Si el motivo por el cual se combate es
justo, el resultado de la batalla no puede ser malo; pero tampoco se puede
considerar como un éxito su resultado final cuando no está precedido de una
buena causa y una justa intención. Si, con la voluntad de matar a tu enemigo,
tú mismo quedas tendido, mueres como si fueras un homicida; y, si quedas
vencedor y matas a alguien por desear triunfar o por venganza, vives homicida.
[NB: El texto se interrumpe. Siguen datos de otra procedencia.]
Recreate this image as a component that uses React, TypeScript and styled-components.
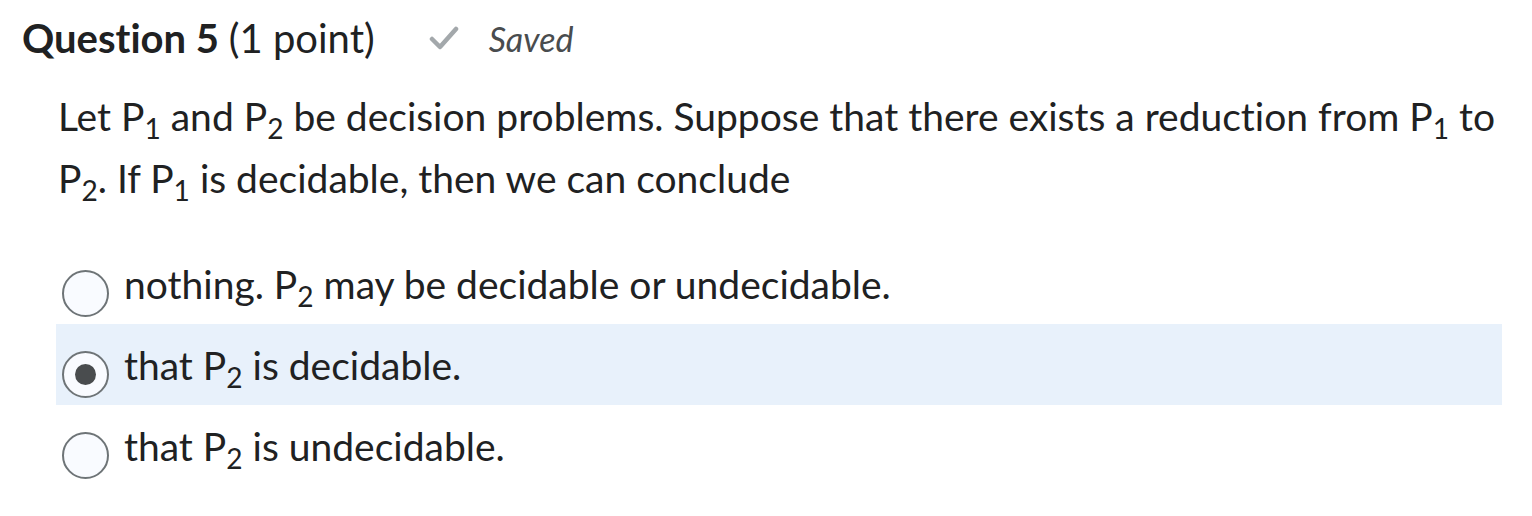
import React from 'react';
import styled, { createGlobalStyle } from 'styled-components';

const GlobalStyle = createGlobalStyle`
  html, body {
    margin: 0;
    padding: 0;
    background: #ffffff;
  }
  body {
    font-family: Lato, "Noto Sans", "Liberation Sans", sans-serif;
    font-variant-ligatures: no-common-ligatures;
    color: #202122;
  }
`;

const Page = styled.div`
  width: 1532px;
  height: 516px;
  box-sizing: border-box;
  padding: 12px 0 0 22px;
`;

const Header = styled.div`
  display: flex;
  align-items: baseline;
  height: 52px;
`;

const Title = styled.h2`
  margin: 0;
  font-size: 40px;
  font-weight: 700;
  line-height: 52px;
  color: #202122;
`;

const Points = styled.span`
  font-weight: 400;
`;

const SavedStatus = styled.div`
  display: flex;
  align-items: center;
  gap: 30px;
  margin-left: 54px;
  font-size: 34px;
  font-style: italic;
  color: #494c4e;
  align-self: center;
`;

const QuestionText = styled.p`
  margin: 21px 0 0 36px;
  width: 1460px;
  font-size: 39px;
  line-height: 62px;
`;

const Sub = styled.sub`
  font-size: 0.72em;
  line-height: 0;
  vertical-align: -0.3em;
`;

const Options = styled.div`
  margin: 34px 0 0 34px;
  width: 1446px;
  display: flex;
  flex-direction: column;
`;

const Option = styled.label<{ $selected?: boolean }>`
  display: flex;
  align-items: center;
  height: 81px;
  background: ${(p) => (p.$selected ? '#e8f1fb' : 'transparent')};
  font-size: 39px;
  cursor: pointer;
`;

const Radio = styled.span<{ $checked?: boolean }>`
  box-sizing: border-box;
  width: 47px;
  height: 47px;
  flex: none;
  margin: 20px 15px 0 6px;
  border: 2px solid #6e7477;
  border-radius: 50%;
  background: #f9fbff;
  display: flex;
  align-items: center;
  justify-content: center;

  &::after {
    content: '';
    display: ${(p) => (p.$checked ? 'block' : 'none')};
    width: 21px;
    height: 21px;
    border-radius: 50%;
    background: #494c4e;
  }
`;

const P = ({ n }: { n: number }) => (
  <>
    P<Sub>{n}</Sub>
  </>
);

const options = [
  { id: 1, text: <>nothing. <P n={2} /> may be decidable or undecidable.</> },
  { id: 2, text: <>that <P n={2} /> is decidable.</> },
  { id: 3, text: <>that <P n={2} /> is undecidable.</> },
];

export default function App() {
  const selected = 2;
  return (
    <Page>
      <GlobalStyle />
      <Header>
        <Title>
          Question 5 <Points>(1 point)</Points>
        </Title>
        <SavedStatus>
          <svg width="30" height="24" viewBox="0 0 30 24" aria-hidden="true">
            <path
              d="M3 13 L11 21 L27 3"
              fill="none"
              stroke="#a3a8ab"
              strokeWidth="4.5"
              strokeLinecap="round"
              strokeLinejoin="round"
            />
          </svg>
          Saved
        </SavedStatus>
      </Header>
      <QuestionText>
        Let <P n={1} /> and <P n={2} /> be decision problems. Suppose that there exists a reduction
        from <P n={1} /> to <P n={2} />. If <P n={1} /> is decidable, then we can conclude
      </QuestionText>
      <Options>
        {options.map((o) => (
          <Option key={o.id} $selected={o.id === selected}>
            <Radio $checked={o.id === selected} />
            <span>{o.text}</span>
          </Option>
        ))}
      </Options>
    </Page>
  );
}
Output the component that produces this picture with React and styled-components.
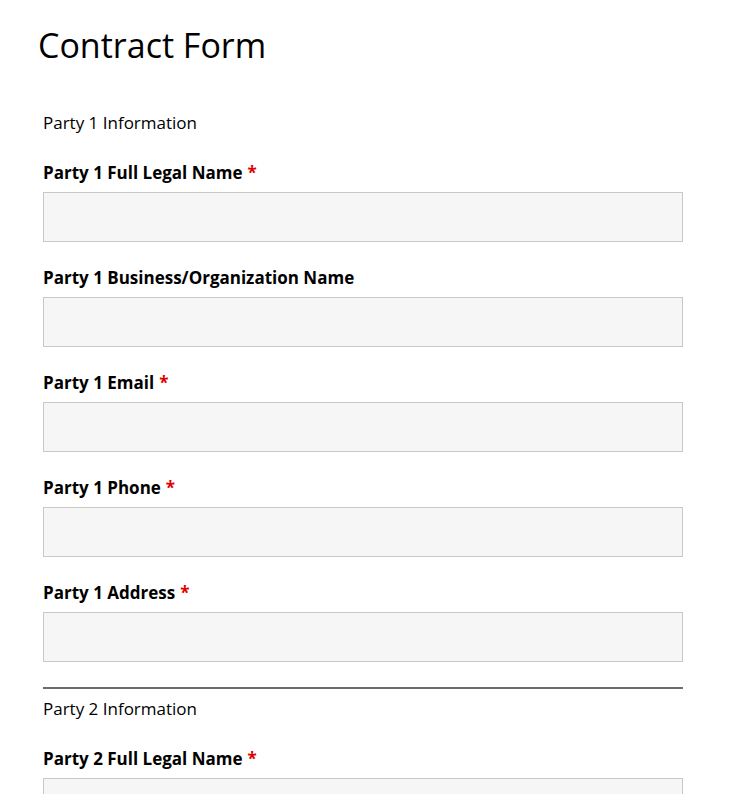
import styled, { createGlobalStyle } from "styled-components"

const GlobalStyle = createGlobalStyle`
  body {
    margin: 0;
    background: #fff;
    font-family: "Open Sans", "Noto Sans", sans-serif;
    color: #000;
  }
`

const parties = [
  {
    title: "Party 1 Information",
    fields: [
      { label: "Party 1 Full Legal Name", required: true },
      { label: "Party 1 Business/Organization Name" },
      { label: "Party 1 Email", required: true },
      { label: "Party 1 Phone", required: true },
      { label: "Party 1 Address", required: true },
    ],
  },
  {
    title: "Party 2 Information",
    fields: [{ label: "Party 2 Full Legal Name", required: true }],
  },
]

const App = () => {
  return (
    <Page>
      <GlobalStyle />
      <Title>Contract Form</Title>
      <Form>
        {parties.map((party, i) => (
          <Section key={party.title} $divided={i > 0}>
            <SectionTitle>{party.title}</SectionTitle>
            {party.fields.map((field) => (
              <Field key={field.label}>
                <Label>
                  {field.label}
                  {field.required && <Required>*</Required>}
                </Label>
                <Input type="text" />
              </Field>
            ))}
          </Section>
        ))}
      </Form>
    </Page>
  )
}

export default App

const Page = styled.div`
  padding: 25px 0 0 38px;
`

const Title = styled.h1`
  margin: 0 0 47px;
  font-size: 34px;
  line-height: 40px;
  font-weight: 400;
`

const Form = styled.form`
  margin-left: 5px;
  width: 640px;
`

const Section = styled.div`
  border-top: ${(p) => (p.$divided ? "2px solid #6b6b6b" : "none")};
  padding-top: ${(p) => (p.$divided ? "9px" : "0")};
`

const SectionTitle = styled.div`
  font-size: 17px;
  line-height: 22px;
  margin-bottom: 28px;
`

const Field = styled.div`
  display: flex;
  flex-direction: column;
  margin-bottom: 25px;
`

const Label = styled.label`
  font-size: 17px;
  line-height: 22px;
  font-weight: 700;
  margin-bottom: 8px;
`

const Required = styled.span`
  color: #e00000;
  margin-left: 5px;
`

const Input = styled.input`
  box-sizing: border-box;
  height: 50px;
  width: 100%;
  border: 1px solid #c8c8c8;
  background: #f6f6f6;
  font: inherit;
  padding: 0 10px;
  outline: none;
`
Pues, mueras o vivas, victorioso o vencido, de ningún modo es ventajoso ser
homicida.
Desgraciada victoria la que te hace
sucumbir al pecado al mismo tiempo que vencer a un hombre. En vano presumes de
haber vencido a tu enemigo cuando la ira y el orgullo te vencieron a ti. Hay
otros que matan a un hombre no por el ansia de la venganza ni por la arrogancia
del triunfo, sino sólo por librarse del peligro. Pero ni en este caso le
llamaría yo una buena victoria, porque de dos males, es más leve morir en el
cuerpo que en el alma. No porque el cuerpo perezca muere el alma; al contrario,
sólo el alma que peca morirá.
Cruz templaria
3. ¿Cuál es el fin y el fruto, no digo
de esta milicia, sino de esta malicia del siglo, cuando aquel que mata peca
mortalmente y aquel que muere perece por una eternidad? Por servirme de
palabras del Apóstol: Aquel que trabaja, debe trabajar en la esperanza
de la recolección, y aquel que siembra grano, debe hacerlo en la esperanza de
gozar de su fruto. Decidme, soldados: ¿qué ilusión espantosa es esta y
que insoportable furor combatir con tantas fatigas y gastos sin otro jornal que
el de la muerte o del crimen? Cubrís los caballos de bellas ropas de seda,
forráis las corazas con ricas telas que cuelgan de ellas, pintáis las picas,
los escudos y las guardas, lleváis las bridas de los caballos y las espuelas
cubiertas de oro, de plata y de pedrería, y con toda esa pompa brillante os
precipitáis a la muerte con vergonzoso furor y con una estupidez que no tiene
el menor miramiento. ¿Son estos arreos militares, o puros adornos
femeninos? ¿O pensáis que la espada del enemigo se va a amedrentar por
el oro que lleváis, que os preservará la pedrería y que no será capaz de
traspasar esas telas de seda? En fin, yo juzgo, y sin duda vosotros lo
experimentaréis con bastante frecuencia, que hay tres cosas que son enteramente
necesarias a un combatiente: que el soldado sea fuerte, hábil y
precavido para defenderse, que tenga total libertad de movimientos en su cuerpo
para poder desplazarse por todos los lados, y decisión para cargar. Vosotros,
por contra, mimáis la cabeza como las damas, lleváis grandes cabelleras que
constituyen un obstáculo para la vista; embarazáis las piernas con vuestros
largos vestidos, envolvéis vuestras tiernas y delicadas manos con grandes
manoplas. Pero, sobre todo, y es lo que debe turbar más la conciencia de un
soldado, es que las razones por las que se emprenden guerras tan peligrosas son
ligeras y fútiles. Porque lo que suscita los combates y las querellas entre
vosotros no es, en la mayor parte de las veces, sino una cólera irrefrenable, un
afán de vanagloria o la avaricia de poseer cualquier territorio. Por motivos de
tal género no vale la pena matar o exponerse a ser vencido.